Published Oct. 12, 2005

Ever blink when the hotel clerk hands you a bill that has inflated charges for the things that make your room hospitable, such as a telephone and a minibar? Those amenities spell profit for most hotels.

A typical set of add-ons might go like this:

Local calls made from your room cost $1 each, including toll-free 800 numbers. There is a 30 percent surcharge on long-distance calls or a $1 charge if you call collect. The minibar automatically charges items to your bill when they are removed from their slots, even if the items were put back. A can of soda from the minibar might go for $2, a beer for $3.50.

Conveniences you take for granted at home can be real budget busters on the road. When traveling abroad, for example, excessive telephone fees are difficult to avoid. From Mexico City to Monte Carlo, hotels charge $5 to $10 just to connect a guest to a long-distance operator.

If you must call home but can't get to local telephone company offices, pay the connection fee but reverse the charges.

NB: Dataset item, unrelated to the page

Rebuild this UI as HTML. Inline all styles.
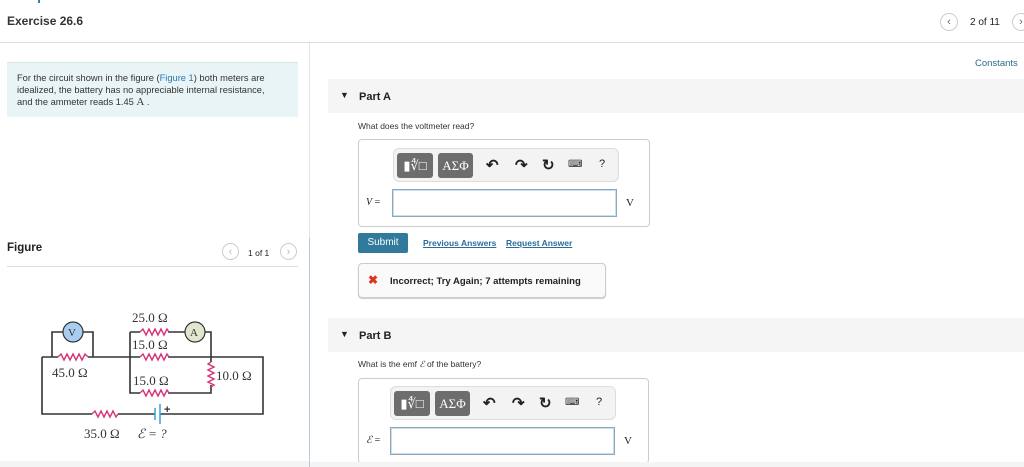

That should save you about 25 percent on the call. The cheapest way to make a call is from a pay phone.

Brian Honan, marketing director at the Essex House, says phone surcharges defray the hotel's cost of providing the service.

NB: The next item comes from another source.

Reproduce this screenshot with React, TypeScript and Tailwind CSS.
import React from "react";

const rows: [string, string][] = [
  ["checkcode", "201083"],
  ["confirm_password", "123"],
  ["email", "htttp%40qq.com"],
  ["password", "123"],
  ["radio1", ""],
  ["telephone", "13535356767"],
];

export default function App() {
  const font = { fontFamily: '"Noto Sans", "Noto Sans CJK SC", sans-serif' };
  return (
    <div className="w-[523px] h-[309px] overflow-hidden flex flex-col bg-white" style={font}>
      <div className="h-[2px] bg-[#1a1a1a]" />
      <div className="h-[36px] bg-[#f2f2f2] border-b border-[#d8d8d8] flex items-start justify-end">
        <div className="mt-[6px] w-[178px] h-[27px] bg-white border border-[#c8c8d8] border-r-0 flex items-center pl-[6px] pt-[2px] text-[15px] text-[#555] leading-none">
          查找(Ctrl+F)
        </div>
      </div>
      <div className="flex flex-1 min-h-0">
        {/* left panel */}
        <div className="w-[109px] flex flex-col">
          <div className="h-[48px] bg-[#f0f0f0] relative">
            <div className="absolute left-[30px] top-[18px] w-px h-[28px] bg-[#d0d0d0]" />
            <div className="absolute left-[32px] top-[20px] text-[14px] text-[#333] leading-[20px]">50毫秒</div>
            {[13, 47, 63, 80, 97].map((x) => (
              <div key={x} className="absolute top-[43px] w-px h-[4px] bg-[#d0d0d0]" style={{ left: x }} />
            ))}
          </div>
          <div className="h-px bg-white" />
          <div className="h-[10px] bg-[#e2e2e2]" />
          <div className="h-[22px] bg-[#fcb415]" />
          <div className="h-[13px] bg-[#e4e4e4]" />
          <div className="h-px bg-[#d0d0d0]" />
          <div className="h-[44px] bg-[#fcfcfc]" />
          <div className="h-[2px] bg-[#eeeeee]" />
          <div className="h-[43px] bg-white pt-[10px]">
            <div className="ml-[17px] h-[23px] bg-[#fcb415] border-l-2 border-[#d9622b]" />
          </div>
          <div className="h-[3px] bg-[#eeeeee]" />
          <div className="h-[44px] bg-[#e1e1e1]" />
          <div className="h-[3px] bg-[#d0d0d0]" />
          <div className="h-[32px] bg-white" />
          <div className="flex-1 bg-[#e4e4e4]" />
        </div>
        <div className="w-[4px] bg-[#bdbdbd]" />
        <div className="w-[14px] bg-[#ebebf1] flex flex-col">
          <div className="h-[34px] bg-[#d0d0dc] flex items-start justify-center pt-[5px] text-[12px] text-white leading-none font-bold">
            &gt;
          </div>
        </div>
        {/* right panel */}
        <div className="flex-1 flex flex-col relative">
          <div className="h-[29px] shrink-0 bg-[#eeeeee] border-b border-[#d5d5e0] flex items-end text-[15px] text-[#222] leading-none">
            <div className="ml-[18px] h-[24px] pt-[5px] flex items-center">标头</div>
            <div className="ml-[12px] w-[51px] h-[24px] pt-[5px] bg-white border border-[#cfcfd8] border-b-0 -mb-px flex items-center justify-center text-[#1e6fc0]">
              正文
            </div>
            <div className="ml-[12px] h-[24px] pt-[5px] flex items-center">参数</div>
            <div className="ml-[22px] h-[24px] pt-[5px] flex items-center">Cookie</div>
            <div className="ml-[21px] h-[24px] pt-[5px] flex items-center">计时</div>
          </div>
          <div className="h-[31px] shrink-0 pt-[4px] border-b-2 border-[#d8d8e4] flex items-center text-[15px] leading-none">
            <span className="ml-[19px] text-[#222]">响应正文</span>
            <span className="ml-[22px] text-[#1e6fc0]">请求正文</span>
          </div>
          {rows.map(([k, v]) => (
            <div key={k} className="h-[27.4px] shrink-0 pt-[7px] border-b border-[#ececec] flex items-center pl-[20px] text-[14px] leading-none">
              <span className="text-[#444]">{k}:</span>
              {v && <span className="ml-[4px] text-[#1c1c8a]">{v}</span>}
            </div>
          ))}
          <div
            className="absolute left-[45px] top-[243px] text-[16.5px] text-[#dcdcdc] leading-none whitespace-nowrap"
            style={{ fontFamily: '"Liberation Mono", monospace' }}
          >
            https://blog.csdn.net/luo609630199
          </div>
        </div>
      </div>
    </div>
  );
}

"At home, you pay base rates for utilities," he says. "Consider this the same. We pay for phone lines into the hotel, for equipment and maintenance _ and commissions to telephone service wholesalers who handle our system _ and we have to pass along the charges. We don't make money on phone service."

However, Honan says there's money in the minibars.

"These are another food and beverage outlet for the hotel, similar to a restaurant," he says.

If you know you can't resist temptation, refuse to take the minibar key from the check-in clerk. Stock up at the convenience store, instead.